|
By Haroon Rashid
BBC correspondent in Chitral, northern Pakistan
|
Thousands of Afghan refugees, currently living in northern Pakistan, have been preparing to return to their homeland.
Mohammad Jalil hopes to build a new life in Afghanistan
|
Refugee camps in the Chitral district were once home to nearly 50,000 people, escaping from Afghanistan.
Mohammad Jalil has lived in a camp in Kesu for the last 20 years and is now planning to go back the country he left when he was only six years-old.
But, like thousands of others, he is returning with few possessions to an uncertain future.
When I met him in the remote refugee camp on Sunday, Mohammad was preparing for a journey that would be as significant as the one his family made 20 years ago.
After completing paperwork for the United Nations refugee agency (UNHCR) he spent the rest of day dismantling the house in Kesu Refugee Camp that was supposed to be his temporary accommodation.
Looking forward
Kesu is situated on the banks of the River Kabul and is about 40 kilometres (25 miles) from Chitral.
I spent the best years of my life here
|
"I came with my family to Kesu when I was only six," says Mohammad but he is looking forward to returning to Afghanistan.
Although life has often been difficult, the Persian speaking Tajik from northern Badakhsan province was grateful for the help he has received.
"I'm thankful to the Pakistanis for showing splendid hospitality to us," he said.
Mohammad - now a father of three children - gathered together all his possessions on the roadside, along with many other people from the camp, and waited for a truck
Amongst his most prized items of personal property were the wooden doors, windows and trunks of a stone-built house he once lived in.
He hopes to use them to build a new house when he arrives in Afghanistan.
After the fall of the Taleban Government, many of the thousands of refugees decided to return to the neighbouring provinces of Badakhshan, Nooristan, Kunar and Takhar.
The area is now home to only about 18,000 Afghans.
Mohammad Jamil has seen good and bad times in the small camp.
"I spent the best years of my life here," he says. "My greatest moments, my youth."
High-tech testing
His family had to undergo the UNHCR's state-of-the-art iris recognition test to prove they had never sought money before from the organisation.
These tests - being conducted by a mobile iris unit at Kesu camp - are based on the same principle as fingerprints in that no two irises are the same.
Reconstructing Afghanistan is a mammoth task
|
By Sunday evening another 175 eager Afghan families had registered for the first repatriation from Chitral this season.
"We expected the number to swell to nearly 200 by Monday morning," UNHCR's local official Malang Jan told the BBC.

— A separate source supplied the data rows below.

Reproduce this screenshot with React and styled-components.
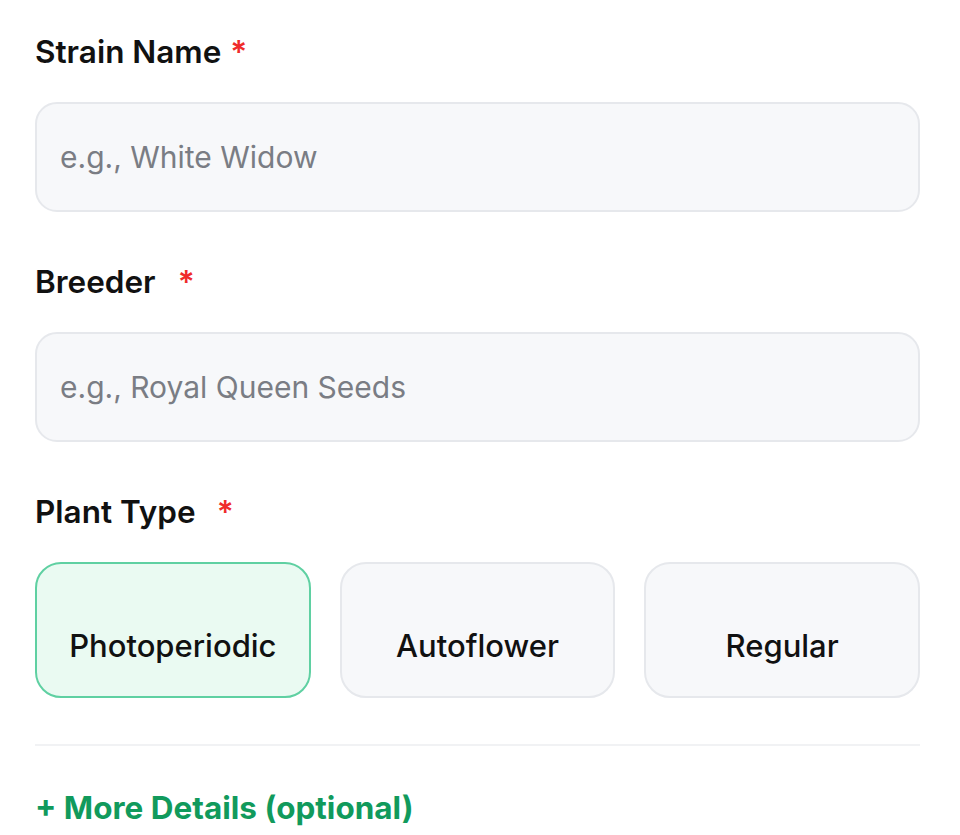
import React, { useState } from "react";
import styled, { createGlobalStyle } from "styled-components";

const GlobalStyle = createGlobalStyle`
  body {
    margin: 0;
    background: #ffffff;
    font-family: Inter, "Liberation Sans", sans-serif;
  }
`;

const Form = styled.form`
  width: 885px;
  padding: 30px 0 0 35px;
  display: flex;
  flex-direction: column;
`;

const Field = styled.div`
  display: flex;
  flex-direction: column;
  margin-bottom: ${(p) => (p.$last ? 0 : 48)}px;
`;

const Label = styled.label`
  font-size: 31.5px;
  font-weight: 600;
  color: #111111;
  line-height: 44px;
  margin-bottom: 28px;
`;

const Required = styled.span`
  color: #ef2b2b;
  margin-left: ${(p) => p.$gap}px;
`;

const Input = styled.input`
  box-sizing: border-box;
  width: 100%;
  height: 110px;
  padding: 0 23px;
  border: 2px solid #e6e8ec;
  border-radius: 22px;
  background: #f7f8fa;
  font-family: inherit;
  font-size: 30px;
  color: #111;
  outline: none;

  &::placeholder {
    color: #7a7d84;
  }
`;

const TypeRow = styled.div`
  display: grid;
  grid-template-columns: repeat(3, 1fr);
  gap: 29px;
`;

const TypeButton = styled.button`
  height: 136px;
  display: flex;
  align-items: flex-end;
  justify-content: center;
  padding: 0 0 31px;
  border-radius: 26px;
  border: 2px solid ${(p) => (p.$active ? "#5fd0a2" : "#e6e8ec")};
  background: ${(p) => (p.$active ? "#eafaf2" : "#f7f8fa")};
  font-family: inherit;
  font-size: 31px;
  font-weight: 500;
  line-height: 38px;
  color: #111;
  cursor: pointer;
`;

const Divider = styled.hr`
  border: none;
  border-top: 2px solid #f1f2f4;
  margin: 46px 0 0;
`;

const MoreLink = styled.button`
  align-self: flex-start;
  margin-top: 43px;
  padding: 0;
  border: none;
  background: none;
  font-family: inherit;
  font-size: 31.5px;
  font-weight: 700;
  line-height: 38px;
  color: #119a5c;
  cursor: pointer;
`;

const types = ["Photoperiodic", "Autoflower", "Regular"];

export default function App() {
  const [type, setType] = useState("Photoperiodic");

  return (
    <>
      <GlobalStyle />
      <Form onSubmit={(e) => e.preventDefault()}>
        <Field>
          <Label>
            Strain Name<Required $gap={9}>*</Required>
          </Label>
          <Input placeholder="e.g., White Widow" />
        </Field>

        <Field>
          <Label>
            Breeder<Required $gap={22}>*</Required>
          </Label>
          <Input placeholder="e.g., Royal Queen Seeds" />
        </Field>

        <Field $last>
          <Label>
            Plant Type<Required $gap={21}>*</Required>
          </Label>
          <TypeRow>
            {types.map((t) => (
              <TypeButton
                key={t}
                type="button"
                $active={type === t}
                onClick={() => setType(t)}
              >
                {t}
              </TypeButton>
            ))}
          </TypeRow>
        </Field>

        <Divider />
        <MoreLink type="button">+ More Details (optional)</MoreLink>
      </Form>
    </>
  );
}
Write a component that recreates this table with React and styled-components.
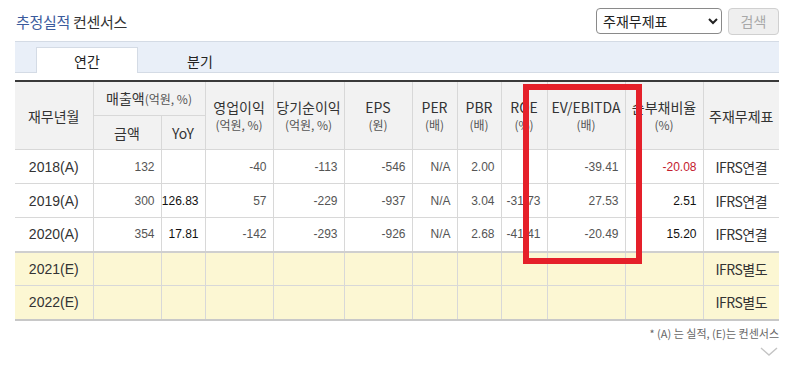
import styled, { createGlobalStyle } from "styled-components"

const GlobalStyle = createGlobalStyle`
body {
  margin: 0;
  background: #ffffff;
  font-family: "Liberation Sans", "Noto Sans CJK KR", sans-serif;
  color: #333333;
}
`

const rows = [
  { year: "2018(A)", sales: "132", yoy: "", op: "-40", net: "-113", eps: "-546", per: "N/A", pbr: "2.00", roe: "", ev: "-39.41", debt: "-20.08", neg: true, std: "IFRS연결" },
  { year: "2019(A)", sales: "300", yoy: "126.83", op: "57", net: "-229", eps: "-937", per: "N/A", pbr: "3.04", roe: "-31.73", ev: "27.53", debt: "2.51", std: "IFRS연결" },
  { year: "2020(A)", sales: "354", yoy: "17.81", op: "-142", net: "-293", eps: "-926", per: "N/A", pbr: "2.68", roe: "-41.41", ev: "-20.49", debt: "15.20", std: "IFRS연결" },
  { year: "2021(E)", est: true, std: "IFRS별도" },
  { year: "2022(E)", est: true, std: "IFRS별도" },
]

const widths = [78, 68, 44, 68, 71, 68, 45, 44, 46, 78, 78, 76]

export default function App() {
  return (
    <>
      <GlobalStyle />
      <Page>
        <TopBar>
          <Title>
            <em>추정실적</em> 컨센서스
          </Title>
          <Controls>
            <Select defaultValue="main">
              <option value="main">주재무제표</option>
            </Select>
            <SearchButton disabled>검색</SearchButton>
          </Controls>
        </TopBar>

        <TabBar>
          <Tab active>연간</Tab>
          <Tab>분기</Tab>
        </TabBar>

        <TableWrap>
          <Table>
            <colgroup>
              {widths.map((w, i) => (
                <col key={i} style={{ width: w }} />
              ))}
            </colgroup>
            <thead>
              <tr>
                <Th rowSpan={2}>재무년월</Th>
                <Th colSpan={2}>
                  매출액<Small>(억원, %)</Small>
                </Th>
                <Th rowSpan={2}>
                  영업이익<Sub>(억원, %)</Sub>
                </Th>
                <Th rowSpan={2}>
                  당기순이익<Sub>(억원, %)</Sub>
                </Th>
                <Th rowSpan={2}>
                  EPS<Sub>(원)</Sub>
                </Th>
                <Th rowSpan={2}>
                  PER<Sub>(배)</Sub>
                </Th>
                <Th rowSpan={2}>
                  PBR<Sub>(배)</Sub>
                </Th>
                <Th rowSpan={2}>
                  ROE<Sub>(%)</Sub>
                </Th>
                <Th rowSpan={2}>
                  EV/EBITDA<Sub>(배)</Sub>
                </Th>
                <Th rowSpan={2}>
                  순부채비율<Sub>(%)</Sub>
                </Th>
                <Th rowSpan={2}>주재무제표</Th>
              </tr>
              <tr>
                <Th>금액</Th>
                <Th>YoY</Th>
              </tr>
            </thead>
            <tbody>
              {rows.map((r, i) => (
                <Row key={r.year} est={r.est} first={r.est && !rows[i - 1].est}>
                  <Year>{r.year}</Year>
                  <Num>{r.sales}</Num>
                  <Num strong>{r.yoy}</Num>
                  <Num>{r.op}</Num>
                  <Num>{r.net}</Num>
                  <Num>{r.eps}</Num>
                  <Num>{r.per}</Num>
                  <Num>{r.pbr}</Num>
                  <Num>{r.roe}</Num>
                  <Num>{r.ev}</Num>
                  <Num strong red={r.neg}>{r.debt}</Num>
                  <Std>{r.std}</Std>
                </Row>
              ))}
            </tbody>
          </Table>
          <Highlight />
        </TableWrap>

        <Note>* (A) 는 실적, (E)는 컨센서스</Note>
        <More>
          <svg width="18" height="10" viewBox="0 0 18 10">
            <path d="M1 1 L9 8 L17 1" fill="none" stroke="#c4c4c4" strokeWidth="1.4" />
          </svg>
        </More>
      </Page>
    </>
  )
}

const Page = styled.div`
width: 764px;
padding: 0 11px 0 15px;
`

const TopBar = styled.div`
height: 41px;
display: flex;
justify-content: space-between;
align-items: center;
padding-top: 2px;
box-sizing: border-box;
`

const Title = styled.h2`
margin: 0 0 0 1px;
font-family: "Noto Sans CJK KR", sans-serif;
font-size: 15px;
font-weight: 400;
color: #333333;
letter-spacing: -0.3px;
em {
  font-style: normal;
  color: #3b5b9d;
}
`

const Controls = styled.div`
display: flex;
gap: 6px;
align-items: center;
margin-bottom: 1px;
`

const Select = styled.select`
width: 126px;
height: 26px;
border: 1px solid #8a8a8a;
border-radius: 4px;
background: #ffffff;
font-family: "Noto Sans CJK KR", sans-serif;
font-size: 14px;
color: #222222;
padding: 0 2px;
`

const SearchButton = styled.button`
width: 51px;
height: 27px;
border: 1px solid #d0d0d0;
border-radius: 4px;
background: #efefef;
color: #a8a8a8;
font-family: "Noto Sans CJK KR", sans-serif;
font-size: 14px;
`

const TabBar = styled.div`
height: 32px;
box-sizing: border-box;
background: #e9eff8;
border-top: 1px solid #d4dbe5;
border-bottom: 1px solid #d4dbe5;
display: flex;
align-items: flex-end;
padding-left: 21px;
gap: 11px;
`

const Tab = styled.div`
width: 102px;
height: 26px;
box-sizing: border-box;
margin-bottom: -1px;
display: flex;
align-items: center;
justify-content: center;
font-family: "Noto Sans CJK KR", sans-serif;
font-size: 14px;
color: #222222;
background: ${(p) => (p.active ? "#ffffff" : "transparent")};
border: 1px solid ${(p) => (p.active ? "#d4dbe5" : "transparent")};
border-bottom: none;
`

const TableWrap = styled.div`
position: relative;
margin-top: 7px;
`

const Table = styled.table`
width: 764px;
table-layout: fixed;
border-collapse: collapse;
border-top: 2px solid #3a3a3a;
border-bottom: 2px solid #c8c8c8;
font-size: 13px;
`

const Th = styled.th`
height: 33px;
padding: 0;
background: #f2f2f2;
border: 1px solid #d8d8d8;
font-family: "Noto Sans CJK KR", sans-serif;
font-weight: 400;
font-size: 14px;
line-height: 18px;
color: #333333;
white-space: nowrap;
&:first-child { border-left: none; }
&:last-child { border-right: none; }
tr:last-child > &:first-child { border-left: 1px solid #d8d8d8; }
tr:last-child > &:last-child { border-right: 1px solid #d8d8d8; }
`

const Small = styled.span`
font-size: 12px;
color: #555555;
`

const Sub = styled.span`
display: block;
font-size: 12px;
color: #555555;
`

const Row = styled.tr`
background: ${(p) => (p.est ? "#fcf7d3" : "#ffffff")};
td {
  height: 34px;
  padding-top: 0;
  padding-bottom: 0;
  line-height: 18px;
  box-sizing: border-box;
  border-top: ${(p) => (p.first ? "2px solid #cfcfcf" : "1px solid #d8d8d8")};
  border-bottom: 1px solid #d8d8d8;
  border-left: 1px solid #d8d8d8;
  border-right: 1px solid #d8d8d8;
}
td:first-child { border-left: none; }
td:last-child { border-right: none; }
`

const Year = styled.td`
text-align: center;
font-size: 14px;
color: #333333;
`

const Num = styled.td`
text-align: right;
padding: 0 6px 0 0;
font-family: "Liberation Sans", sans-serif;
font-size: 12px;
color: ${(p) => (p.red ? "#c4202e" : p.strong ? "#111111" : "#555555")};
white-space: nowrap;
`

const Std = styled.td`
text-align: center;
font-family: "Noto Sans CJK KR", sans-serif;
font-size: 14px;
color: #333333;
letter-spacing: -0.5px;
`

const Highlight = styled.div`
position: absolute;
left: 508px;
top: 4px;
width: 119px;
height: 180px;
box-sizing: border-box;
border: 6px solid #e5202a;
pointer-events: none;
`

const Note = styled.div`
margin-top: 4px;
text-align: right;
font-family: "Noto Sans CJK KR", sans-serif;
font-size: 11px;
color: #666666;
`

const More = styled.div`
display: flex;
justify-content: flex-end;
margin-top: 6px;
padding-right: 1px;
`
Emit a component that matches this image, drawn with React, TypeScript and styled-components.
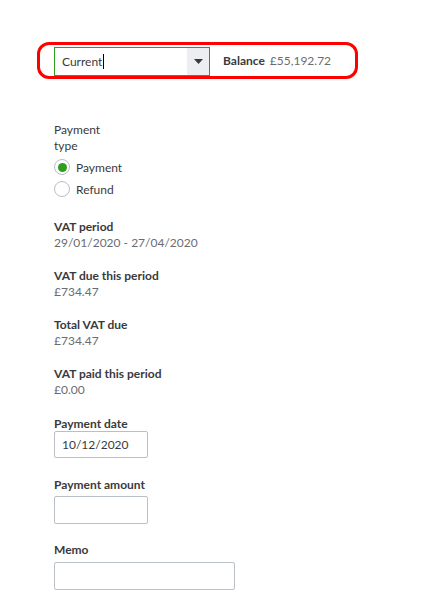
import React from 'react';
import styled, { createGlobalStyle } from 'styled-components';

const GlobalStyle = createGlobalStyle`
  body {
    margin: 0;
    background: #ffffff;
    font-family: Lato, "Open Sans", Arial, sans-serif;
    color: #393a3d;
  }
`;

const Page = styled.div`
  width: 421px;
  height: 596px;
  padding-top: 42px;
  box-sizing: border-box;
`;

const Highlight = styled.div`
  margin-left: 37px;
  width: 321px;
  height: 37px;
  box-sizing: border-box;
  border: 3px solid #ff0000;
  border-radius: 12px;
  display: flex;
  align-items: center;
  padding-left: 14px;
  gap: 13px;
`;

const Select = styled.div`
  width: 156px;
  height: 29px;
  box-sizing: border-box;
  border: 1px solid #2ca01c;
  display: flex;
  align-items: stretch;
  margin-top: 1px;
`;

const SelectText = styled.div`
  flex: 1;
  display: flex;
  align-items: center;
  padding-left: 7px;
  font-size: 12px;
  color: #393a3d;
`;

const Caret = styled.span`
  display: inline-block;
  width: 1px;
  height: 15px;
  background: #000;
  margin-left: 1px;
`;

const SelectButton = styled.div`
  width: 22px;
  background: #eceef1;
  display: flex;
  align-items: center;
  justify-content: center;
`;

const Balance = styled.div`
  font-size: 12px;
  color: #6b6c72;
  b {
    color: #393a3d;
    font-weight: 700;
    margin-right: 5px;
  }
`;

const Form = styled.div`
  padding-left: 54px;
  padding-top: 43px;
  display: flex;
  flex-direction: column;
`;

const TypeLabel = styled.div`
  width: 70px;
  font-size: 12px;
  line-height: 16px;
  color: #393a3d;
  margin-bottom: 2px;
`;

const RadioRow = styled.label`
  display: flex;
  align-items: center;
  gap: 6px;
  height: 22px;
  font-size: 12px;
  color: #393a3d;
`;

const RadioCircle = styled.span<{ $checked?: boolean }>`
  width: 16px;
  height: 16px;
  border-radius: 50%;
  border: 1px solid #babec5;
  box-sizing: border-box;
  display: flex;
  align-items: center;
  justify-content: center;
  background: #fff;
  &::after {
    content: '';
    width: 9px;
    height: 9px;
    border-radius: 50%;
    background: ${p => (p.$checked ? '#2ca01c' : 'transparent')};
  }
`;

const Info = styled.div<{ $top: number }>`
  margin-top: ${p => p.$top}px;
  font-size: 12px;
  line-height: 16px;
`;

const InfoLabel = styled.div`
  font-weight: 700;
  color: #393a3d;
`;

const InfoValue = styled.div`
  color: #6b6c72;
`;

const Field = styled.div<{ $top: number; $gap: number }>`
  margin-top: ${p => p.$top}px;
  display: flex;
  flex-direction: column;
  gap: ${p => p.$gap}px;
`;

const FieldLabel = styled.div`
  font-size: 12px;
  line-height: 14px;
  font-weight: 700;
  color: #393a3d;
`;

const Input = styled.div<{ $w: number; $h: number }>`
  width: ${p => p.$w}px;
  height: ${p => p.$h}px;
  box-sizing: border-box;
  border: 1px solid #babec5;
  border-radius: 2px;
  padding-left: 7px;
  display: flex;
  align-items: center;
  font-size: 12px;
  color: #393a3d;
`;

const infos = [
  { label: 'VAT period', value: '29/01/2020 - 27/04/2020', top: 19 },
  { label: 'VAT due this period', value: '£734.47', top: 17 },
  { label: 'Total VAT due', value: '£734.47', top: 17 },
  { label: 'VAT paid this period', value: '£0.00', top: 17 },
];

const App = () => {
  return (
    <Page>
      <GlobalStyle />
      <Highlight>
        <Select>
          <SelectText>
            Current<Caret />
          </SelectText>
          <SelectButton>
            <svg width="9" height="5" viewBox="0 0 9 5">
              <path d="M0 0h9L4.5 5z" fill="#393a3d" />
            </svg>
          </SelectButton>
        </Select>
        <Balance>
          <b>Balance</b>£55,192.72
        </Balance>
      </Highlight>
      <Form>
        <TypeLabel>Payment type</TypeLabel>
        <RadioRow>
          <RadioCircle $checked />
          Payment
        </RadioRow>
        <RadioRow>
          <RadioCircle />
          Refund
        </RadioRow>
        {infos.map(({ label, value, top }) => (
          <Info key={label} $top={top}>
            <InfoLabel>{label}</InfoLabel>
            <InfoValue>{value}</InfoValue>
          </Info>
        ))}
        <Field $top={19} $gap={0}>
          <FieldLabel>Payment date</FieldLabel>
          <Input $w={94} $h={27}>10/12/2020</Input>
        </Field>
        <Field $top={20} $gap={4}>
          <FieldLabel>Payment amount</FieldLabel>
          <Input $w={94} $h={28} />
        </Field>
        <Field $top={19} $gap={5}>
          <FieldLabel>Memo</FieldLabel>
          <Input $w={181} $h={28} />
        </Field>
      </Form>
    </Page>
  );
};

export default App;
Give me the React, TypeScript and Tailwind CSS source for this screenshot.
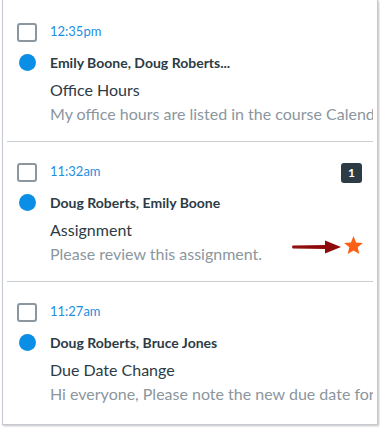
import React from "react";

type Item = { time: string; names: string; subject: string; preview: string; badge?: string; star?: boolean };

const items: Item[] = [
  { time: "12:35pm", names: "Emily Boone, Doug Roberts...", subject: "Office Hours", preview: "My office hours are listed in the course Calendar for this week." },
  { time: "11:32am", names: "Doug Roberts, Emily Boone", subject: "Assignment", preview: "Please review this assignment.", badge: "1", star: true },
  { time: "11:27am", names: "Doug Roberts, Bruce Jones", subject: "Due Date Change", preview: "Hi everyone, Please note the new due date for the assignment." },
];

function Row({ item }: { item: Item }) {
  return (
    <div className="relative pt-[20px] pb-[15px] pl-[14px] pr-[4px]">
      <div className="flex h-[20px] items-center">
        <div className="h-[19px] w-[20px] shrink-0 rounded-[3px] border-2 border-[#8b969e] bg-white" />
        <span className="ml-[13px] text-[13px] text-[#1f8fe0]">{item.time}</span>
        {item.badge && (
          <span className="ml-auto mr-[11px] mt-[2px] flex h-[20px] w-[21px] items-center justify-center rounded-[3px] bg-[#2d3b45] text-[12px] font-bold text-white">
            {item.badge}
          </span>
        )}
      </div>
      <div className="mt-[10px] flex h-[20px] items-center">
        <div className="ml-[2px] h-[17px] w-[17px] shrink-0 rounded-full bg-[#0b8ee6]" />
        <span className="ml-[14px] text-[14px] font-bold text-[#2d3b45]">{item.names}</span>
      </div>
      <div className="mt-[6px] h-[24px] overflow-hidden whitespace-nowrap pl-[33px] text-[16px] leading-[24px] text-[#2d3b45]">
        {item.subject}
      </div>
      <div className="h-[24px] overflow-hidden whitespace-nowrap pl-[33px] text-[16px] leading-[24px] text-[#8b969e]">
        {item.preview}
      </div>
      {item.star && (
        <div className="absolute left-[286px] top-[94px] flex items-center">
          <svg width="54" height="22" viewBox="0 0 54 22">
            <path d="M4 10.2 L38 9.8 L38 12.2 L4 11.8 Z" fill="#8e0b0b" stroke="#8e0b0b" strokeWidth="1.6" strokeLinejoin="round" />
            <path d="M36 4.5 L52 11 L36 17.5 Z" fill="#8e0b0b" />
          </svg>
          <svg width="21" height="21" viewBox="0 0 24 24" className="-mt-[3px]">
            <polygon points="12,1.2 14.9,8.5 22.7,9.1 16.8,14.1 18.6,21.8 12,17.7 5.4,21.8 7.2,14.1 1.3,9.1 9.1,8.5" fill="#fc5e13" />
          </svg>
        </div>
      )}
    </div>
  );
}

export default function App() {
  return (
    <div className="h-[428px] w-[380px] overflow-hidden bg-white" style={{ fontFamily: "Lato, 'Noto Sans', sans-serif" }}>
      <div className="ml-[2px] h-[425px] w-[376px] border-x border-b border-[#c4cacf] bg-white pt-[2px] shadow-[1px_1px_2px_rgba(0,0,0,0.25)]">
        {items.map((it, i) => (
          <div key={i}>
            {i > 0 && <div className="mx-[4px] h-[1px] bg-[#c7cdd1]" />}
            <Row item={it} />
          </div>
        ))}
      </div>
    </div>
  );
}
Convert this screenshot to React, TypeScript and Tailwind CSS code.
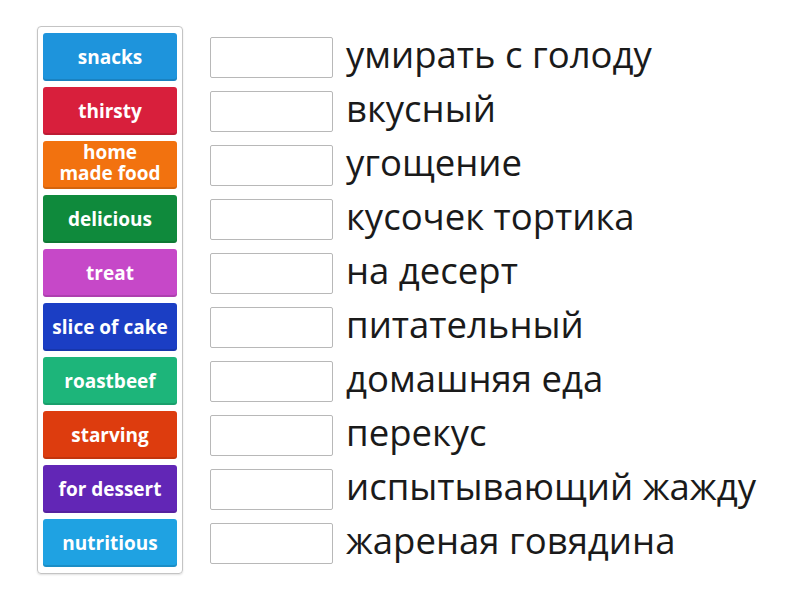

He said the lack of opportunity in the region was the main cause of the refugees return.
"Life is no better here. They think maybe things have changed in their own country," he said.
Initially the repatriation was slow when it began formally in mid-March.
"A prolonged winter and the Iraqi war delayed the repatriation for a few weeks," the UN refugee agency's Regional Chief Ms Masti said.
She said she expected the rate of return to pick up soon as it is the end of the academic year in schools in Pakistan.
Despite the situation being far from perfect in their country, the increasing return of refugees shows their growing confidence in the future of Afghanistan.